#### [THE TASK]
For each line of the data below that holds "index", copy the line.

#### [SUPPLIED MATERIAL]
-.-.-

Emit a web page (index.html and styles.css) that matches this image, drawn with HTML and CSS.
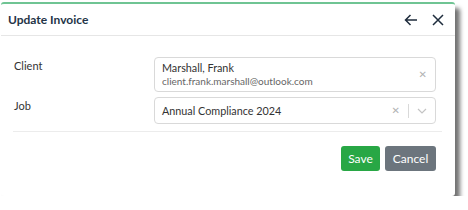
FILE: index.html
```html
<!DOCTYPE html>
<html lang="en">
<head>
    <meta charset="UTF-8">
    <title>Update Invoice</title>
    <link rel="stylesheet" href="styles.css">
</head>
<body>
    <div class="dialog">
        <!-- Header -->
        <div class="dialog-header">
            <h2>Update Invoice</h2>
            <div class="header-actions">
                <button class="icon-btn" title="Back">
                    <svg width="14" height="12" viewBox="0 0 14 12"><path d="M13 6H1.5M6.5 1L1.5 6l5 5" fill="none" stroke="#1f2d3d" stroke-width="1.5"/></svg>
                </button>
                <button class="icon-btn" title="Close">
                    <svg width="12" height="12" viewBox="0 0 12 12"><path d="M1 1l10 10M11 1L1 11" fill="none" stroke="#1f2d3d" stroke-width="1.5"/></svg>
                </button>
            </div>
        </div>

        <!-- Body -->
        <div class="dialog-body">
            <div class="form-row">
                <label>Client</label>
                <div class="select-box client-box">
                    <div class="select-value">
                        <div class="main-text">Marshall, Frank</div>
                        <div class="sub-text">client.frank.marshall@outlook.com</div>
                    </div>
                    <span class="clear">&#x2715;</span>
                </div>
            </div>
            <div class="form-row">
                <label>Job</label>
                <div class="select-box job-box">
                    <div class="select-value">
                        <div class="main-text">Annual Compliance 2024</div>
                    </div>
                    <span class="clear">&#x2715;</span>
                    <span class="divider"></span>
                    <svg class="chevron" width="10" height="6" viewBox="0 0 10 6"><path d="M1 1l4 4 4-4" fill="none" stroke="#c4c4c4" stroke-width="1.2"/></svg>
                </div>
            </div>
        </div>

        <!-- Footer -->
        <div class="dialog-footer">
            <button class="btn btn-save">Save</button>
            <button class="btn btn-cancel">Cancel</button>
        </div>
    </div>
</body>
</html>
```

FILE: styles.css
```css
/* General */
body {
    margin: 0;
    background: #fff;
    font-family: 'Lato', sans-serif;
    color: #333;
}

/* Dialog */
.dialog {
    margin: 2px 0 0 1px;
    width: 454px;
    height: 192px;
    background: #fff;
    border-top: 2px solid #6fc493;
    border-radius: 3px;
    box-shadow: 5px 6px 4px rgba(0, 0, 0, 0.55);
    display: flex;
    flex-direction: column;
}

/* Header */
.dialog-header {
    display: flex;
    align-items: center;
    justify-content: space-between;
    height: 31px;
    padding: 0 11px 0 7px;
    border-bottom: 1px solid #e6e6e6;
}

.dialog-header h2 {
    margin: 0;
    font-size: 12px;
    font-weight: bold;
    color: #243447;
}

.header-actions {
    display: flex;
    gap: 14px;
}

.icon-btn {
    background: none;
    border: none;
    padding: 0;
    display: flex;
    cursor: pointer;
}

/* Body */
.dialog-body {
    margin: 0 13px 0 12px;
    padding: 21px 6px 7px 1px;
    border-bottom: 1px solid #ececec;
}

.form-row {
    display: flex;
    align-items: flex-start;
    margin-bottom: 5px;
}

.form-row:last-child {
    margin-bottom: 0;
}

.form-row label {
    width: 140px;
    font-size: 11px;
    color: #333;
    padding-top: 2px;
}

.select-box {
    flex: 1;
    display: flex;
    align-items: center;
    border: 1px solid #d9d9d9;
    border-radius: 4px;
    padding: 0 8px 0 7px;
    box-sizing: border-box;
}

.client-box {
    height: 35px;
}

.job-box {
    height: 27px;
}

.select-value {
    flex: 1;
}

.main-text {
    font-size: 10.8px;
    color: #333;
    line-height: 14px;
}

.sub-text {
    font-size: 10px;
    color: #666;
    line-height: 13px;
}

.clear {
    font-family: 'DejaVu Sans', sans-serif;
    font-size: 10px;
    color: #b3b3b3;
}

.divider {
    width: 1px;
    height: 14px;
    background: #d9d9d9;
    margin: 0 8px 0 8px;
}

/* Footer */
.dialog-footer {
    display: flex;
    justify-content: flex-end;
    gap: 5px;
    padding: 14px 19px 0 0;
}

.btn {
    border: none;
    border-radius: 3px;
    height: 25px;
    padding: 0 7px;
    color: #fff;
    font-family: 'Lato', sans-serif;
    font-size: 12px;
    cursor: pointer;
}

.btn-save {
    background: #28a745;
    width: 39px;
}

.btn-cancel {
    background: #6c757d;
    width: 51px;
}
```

-.-.-

#### [WRITTEN REPLY]
Emit a web page (index.html and styles.css) that matches this image, drawn with HTML and CSS.
FILE: index.html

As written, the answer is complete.